THE TASK – Return all lines from the listing below in which the string "Output" occurs.

RECORDS –
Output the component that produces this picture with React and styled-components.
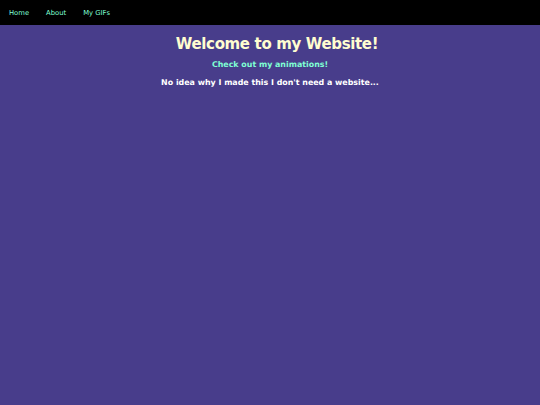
import React from "react";
import styled, { createGlobalStyle } from "styled-components";

const Global = createGlobalStyle`
  html, body { margin: 0; padding: 0; background: #483d8b; height: 100%; }
  body { font-family: "DejaVu Sans", Verdana, sans-serif; }
`;

const Nav = styled.nav`
  background: #000;
  height: 25px;
  display: flex;
  align-items: center;
  padding-left: 9px;
  gap: 17px;
`;

const NavLink = styled.a`
  color: #7fffd4;
  font-size: 6.8px;
  text-decoration: none;
`;

const Main = styled.main`
  display: flex;
  flex-direction: column;
  align-items: center;
  padding-top: 10px;
`;

const Title = styled.h1`
  margin: 0;
  padding-left: 14px;
  color: #fffdd0;
  font-size: 15px;
  letter-spacing: -0.35px;
  font-weight: bold;
`;

const Sub = styled.a`
  margin-top: 7px;
  color: #7fffd4;
  font-size: 7.9px;
  font-weight: bold;
  text-decoration: none;
`;

const Para = styled.p`
  margin: 8.5px 0 0;
  color: #fff;
  font-size: 7.9px;
  font-weight: bold;
`;

export default function App() {
  return (
    <>
      <Global />
      <Nav>
        <NavLink href="#">Home</NavLink>
        <NavLink href="#">About</NavLink>
        <NavLink href="#">My GIFs</NavLink>
      </Nav>
      <Main>
        <Title>Welcome to my Website!</Title>
        <Sub href="#">Check out my animations!</Sub>
        <Para>No idea why I made this I don't need a website...</Para>
      </Main>
    </>
  );
}
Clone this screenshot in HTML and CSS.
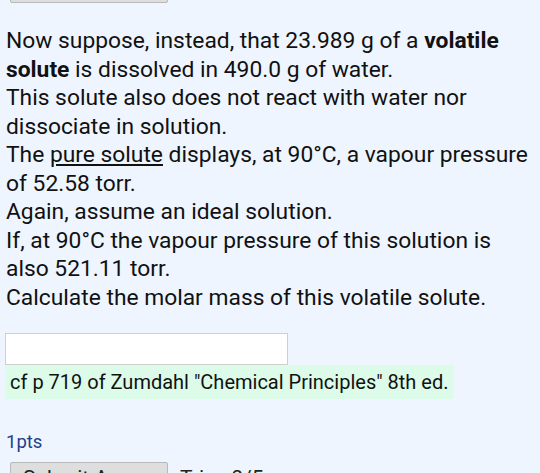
FILE: index.html
```html
<!DOCTYPE html>
<html>
<head>
<meta charset="utf-8">
<link rel="stylesheet" href="styles.css">
</head>
<body>
<div class="page">
  <div class="prev-row"><button class="btn prev-btn">Submit Answer</button></div>
  <div class="question">
    Now suppose, instead, that 23.989 g of a <b>volatile solute</b> is dissolved in 490.0 g of water.<br>
    This solute also does not react with water nor dissociate in solution.<br>
    The <u>pure solute</u> displays, at 90°C, a vapour pressure of 52.58 torr.<br>
    Again, assume an ideal solution.<br>
    If, at 90°C the vapour pressure of this solution is also 521.11 torr.<br>
    Calculate the molar mass of this volatile solute.
  </div>
  <div class="answer-box"></div>
  <div class="hint">cf p 719 of Zumdahl "Chemical Principles" 8th ed.</div>
  <div class="pts">1pts</div>
  <div class="submit-row">
    <button class="btn">Submit Answer</button>
    <span class="tries">Tries 0/5</span>
  </div>
</div>
</body>
</html>
```
FILE: styles.css
```css
html, body {
  margin: 0;
  padding: 0;
  background: #eef5fe;
  overflow: hidden;
}
.page {
  font-family: Roboto, "Noto Sans", sans-serif;
  color: #111;
  width: 540px;
  height: 473px;
  overflow: hidden;
}
.prev-row {
  height: 3px;
  padding-left: 10px;
  display: flex;
  align-items: flex-end;
}
.btn {
  font-family: Roboto, sans-serif;
  font-size: 21px;
  line-height: 30px;
  color: #222;
  background: #dedede;
  border: 1px solid #b9b9b9;
  border-radius: 2px;
  width: 158px;
  height: 32px;
  padding: 0 12px;
  text-align: left;
  white-space: nowrap;
  overflow: hidden;
  flex-shrink: 0;
}
.question {
  margin-top: 24px;
  padding: 0 6px;
  font-size: 22.8px;
  line-height: 28.5px;
}
.question b { font-weight: 700; }
.answer-box {
  margin: 21px 0 0 5px;
  width: 281px;
  height: 30px;
  background: #fff;
  border: 1px solid #cfcfcf;
}
.hint {
  margin-left: 5px;
  display: inline-block;
  background: #dcfbe9;
  font-size: 20px;
  line-height: 34px;
  padding: 0 4px 0 5px;
  color: #111;
}
.pts {
  margin-top: 32px;
  padding-left: 6px;
  font-size: 18.5px;
  line-height: 22px;
  color: #1f3f8a;
}
.submit-row {
  margin-top: 9px;
  padding-left: 10px;
  display: flex;
  align-items: flex-start;
  gap: 12px;
}
.tries {
  font-size: 21px;
  line-height: 32px;
  color: #222;
}
```
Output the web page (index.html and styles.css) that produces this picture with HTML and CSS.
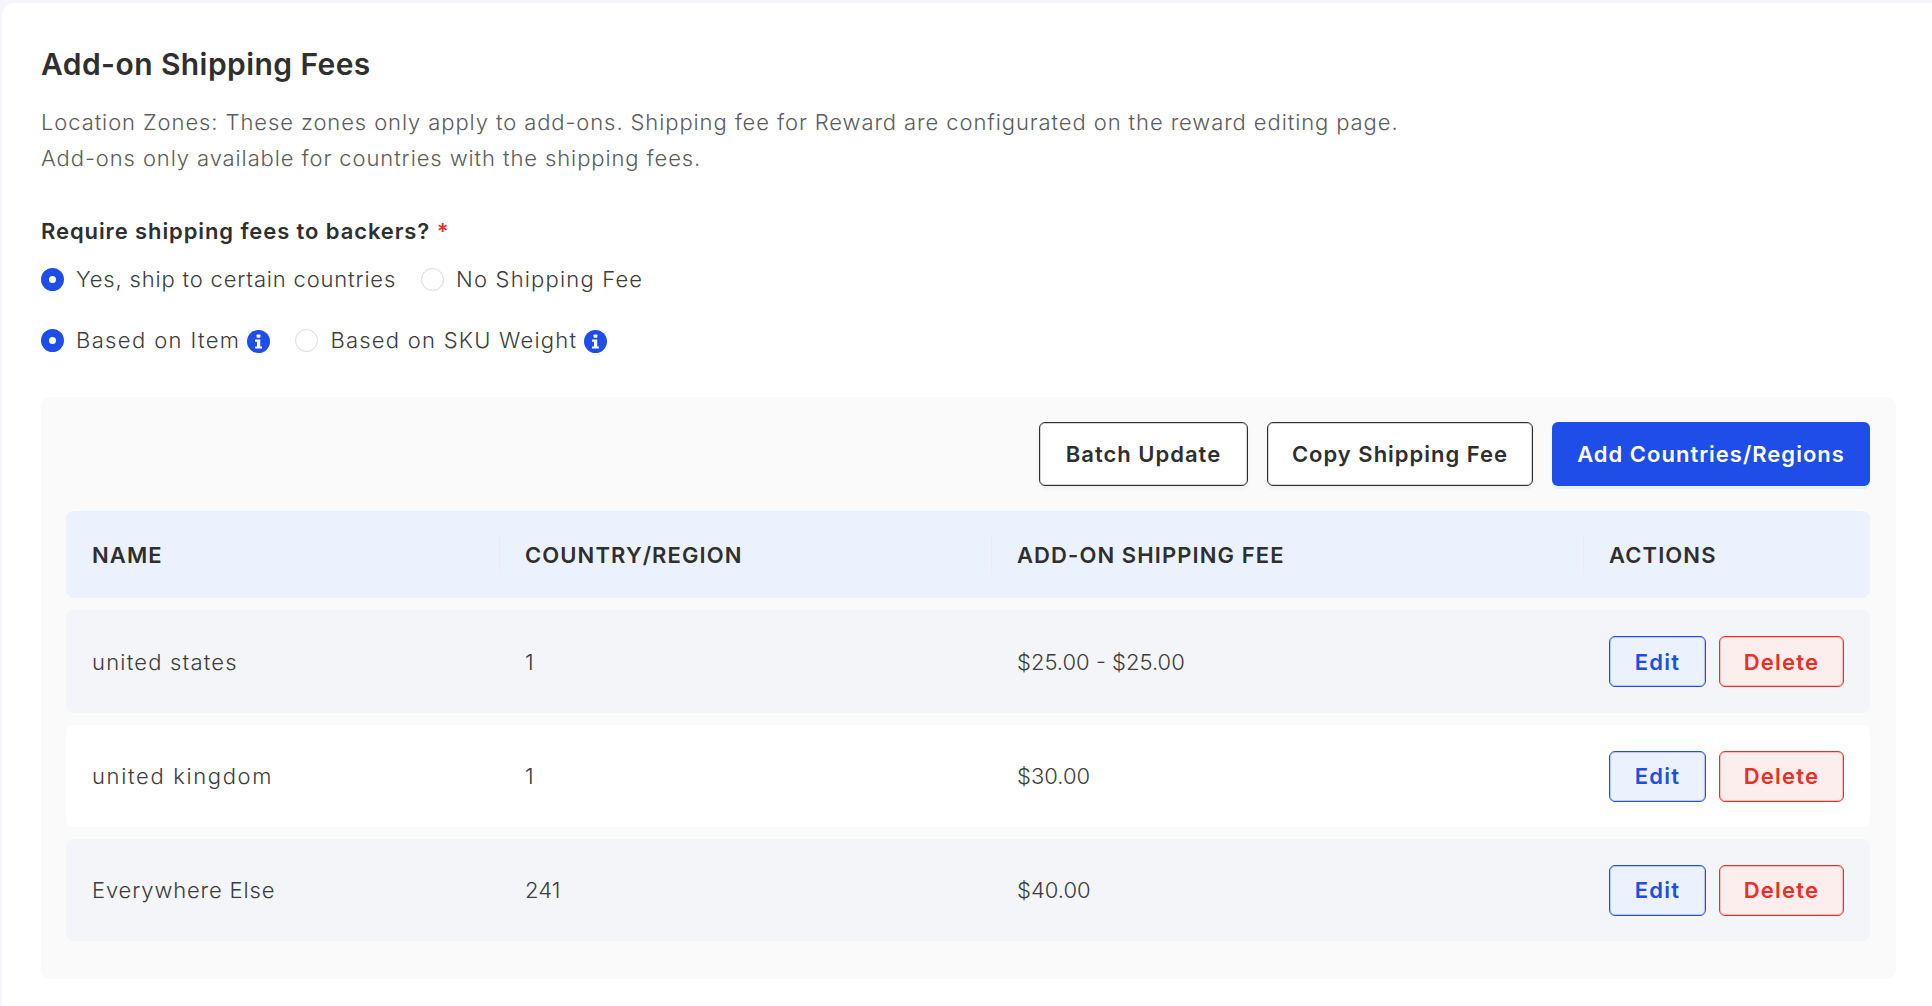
FILE: index.html
```html
<!DOCTYPE html>
<html lang="en">
<head>
<meta charset="utf-8">
<title>Add-on Shipping Fees</title>
<link rel="stylesheet" href="styles.css">
</head>
<body>
<main class="card">
  <h1 class="title">Add-on Shipping Fees</h1>
  <p class="desc">Location Zones: These zones only apply to add-ons. Shipping fee for Reward are configurated on the reward editing page.<br>Add-ons only available for countries with the shipping fees.</p>
  <div class="question">Require shipping fees to backers? <span class="req">*</span></div>
  <div class="radios first">
    <label class="radio sp-yes"><span class="dot on"></span>Yes, ship to certain countries</label>
    <label class="radio"><span class="dot"></span>No Shipping Fee</label>
  </div>
  <div class="radios second">
    <label class="radio sp-item"><span class="dot on"></span>Based on Item<svg class="info" viewBox="0 0 24 24"><circle cx="12" cy="12" r="12"/><rect class="i" x="10" y="4.6" width="4" height="3.4" rx="1"/><path class="i" d="M8.4 10h5.4v7.2h1.8v2.2H8.4v-2.2h2v-5H8.4z"/></svg></label>
    <label class="radio sp-sku"><span class="dot"></span>Based on SKU Weight<svg class="info" viewBox="0 0 24 24"><circle cx="12" cy="12" r="12"/><rect class="i" x="10" y="4.6" width="4" height="3.4" rx="1"/><path class="i" d="M8.4 10h5.4v7.2h1.8v2.2H8.4v-2.2h2v-5H8.4z"/></svg></label>
  </div>
  <section class="panel">
    <div class="toolbar">
      <button class="btn outline w-batch">Batch Update</button>
      <button class="btn outline w-copy">Copy Shipping Fee</button>
      <button class="btn primary w-add">Add Countries/Regions</button>
    </div>
    <div class="row head">
      <div class="cell">NAME</div>
      <div class="cell sep">COUNTRY/REGION</div>
      <div class="cell sep">ADD-ON SHIPPING FEE</div>
      <div class="cell sep">ACTIONS</div>
    </div>
    <div class="row grey tall">
      <div class="cell name n-states">united states</div>
      <div class="cell">1</div>
      <div class="cell">$25.00 - $25.00</div>
      <div class="cell actions"><button class="act edit">Edit</button><button class="act del">Delete</button></div>
    </div>
    <div class="row white">
      <div class="cell name n-kingdom">united kingdom</div>
      <div class="cell">1</div>
      <div class="cell">$30.00</div>
      <div class="cell actions"><button class="act edit">Edit</button><button class="act del">Delete</button></div>
    </div>
    <div class="row grey">
      <div class="cell name n-else">Everywhere Else</div>
      <div class="cell">241</div>
      <div class="cell">$40.00</div>
      <div class="cell actions"><button class="act edit">Edit</button><button class="act del">Delete</button></div>
    </div>
  </section>
</main>
</body>
</html>
```
FILE: styles.css
```css
* { box-sizing: border-box; }
html, body { height: 100%; }
body {
  margin: 0;
  padding: 3px 0 0 2px;
  background: #f4f6fa;
  color: #2f2f2f;
  font-family: Inter, "Noto Sans", "Liberation Sans", sans-serif;
  overflow: hidden;
}
.card {
  height: 1003px;
  background: #fff;
  border-radius: 12px 0 0 0;
  padding: 42px 36px 0 39px;
}
.title {
  margin: 0;
  font-size: 30px;
  line-height: 38px;
  font-weight: 600;
  letter-spacing: .42px;
  color: #2f2f2f;
}
.desc {
  margin: 21px 0 0;
  font-size: 22px;
  line-height: 36px;
  font-weight: 300;
  letter-spacing: .9px;
  color: #5c5c5c;
}
.question {
  margin-top: 39px;
  font-size: 22px;
  line-height: 32px;
  font-weight: 600;
  letter-spacing: .9px;
}
.req { color: #ee2e24; }
.radios { display: flex; gap: 25px; font-size: 22px; line-height: 32px; font-weight: 300; color: #3c3c3c; letter-spacing: 1.18px; }
.sp-yes { letter-spacing: .82px; }
.sp-item { letter-spacing: 1.37px; }
.sp-sku { letter-spacing: 1.24px; }
.first { margin-top: 16px; }
.second { margin-top: 29px; }
.radio { display: flex; align-items: center; }
.dot {
  width: 23px; height: 23px; margin-right: 12px;
  border-radius: 50%;
  border: 1px solid #d9d9d9;
  background: #fff;
}
.dot.on { border: 8px solid #1f4de8; }
.info { width: 23px; height: 23px; margin: 2px 0 0 7px; fill: #1f4de8; }
.info .i { fill: #fff; }
.panel {
  margin-top: 41px;
  height: 582px;
  padding: 25px 26px 0 25px;
  background: #fafafa;
  border-radius: 10px;
}
.toolbar { display: flex; justify-content: flex-end; gap: 19px; margin-bottom: 25px; }
.btn {
  height: 64px;
  border-radius: 6px;
  font: 600 22px/1 Inter, "Noto Sans", sans-serif;
  letter-spacing: 1px;
  cursor: pointer;
}
.w-batch { width: 209px; }
.w-copy { width: 266px; }
.w-add { width: 318px; }
.outline { background: #fff; border: 1px solid #2f2f2f; color: #2f2f2f; box-shadow: 0 3px 4px rgba(0,0,0,.04), inset 0 0 0 1px rgba(47,47,47,.2); }
.primary { background: #1f4de8; border: 0; color: #fff; box-shadow: 0 3px 0 #e6edfb; }
.row {
  display: grid;
  grid-template-columns: 433px 492px 592px 1fr;
  align-items: center;
  border-radius: 8px;
  margin-bottom: 12px;
  height: 102px;
  font-size: 22px;
  font-weight: 300;
  color: #3c3c3c;
}
.row .cell { padding-left: 26px; }
.head { height: 87px; background: #ebf2fd; font-weight: 600; color: #2f2f2f; letter-spacing: 1.1px; }
.grey { background: #f4f5f8; }
.white { background: #fff; }
.tall { height: 103px; }
.n-states { letter-spacing: 1.2px; }
.n-kingdom { letter-spacing: 1.65px; }
.n-else { letter-spacing: .85px; }
.sep { position: relative; }
.sep::before {
  content: "";
  position: absolute;
  left: 0; top: -6px; bottom: -6px;
  width: 1px;
  background: #e8ecf3;
}
.actions { display: flex; gap: 13px; }
.act {
  height: 51px;
  border-radius: 6px;
  font: 600 22px/1 Inter, "Noto Sans", sans-serif;
  letter-spacing: 1.2px;
  cursor: pointer;
}
.edit { width: 97px; background: #ebf2fd; border: 1px solid #1f4de8; color: #1f4de8; box-shadow: inset 0 0 0 1px rgba(31,77,232,.25); }
.del { width: 125px; background: #fceeec; border: 1px solid #ee2e24; color: #ee2e24; box-shadow: inset 0 0 0 1px rgba(238,46,36,.25); }
```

SOLUTION TO THIS PROBLEM –
Output the component that produces this picture with React and styled-components.
Output the web page (index.html and styles.css) that produces this picture with HTML and CSS.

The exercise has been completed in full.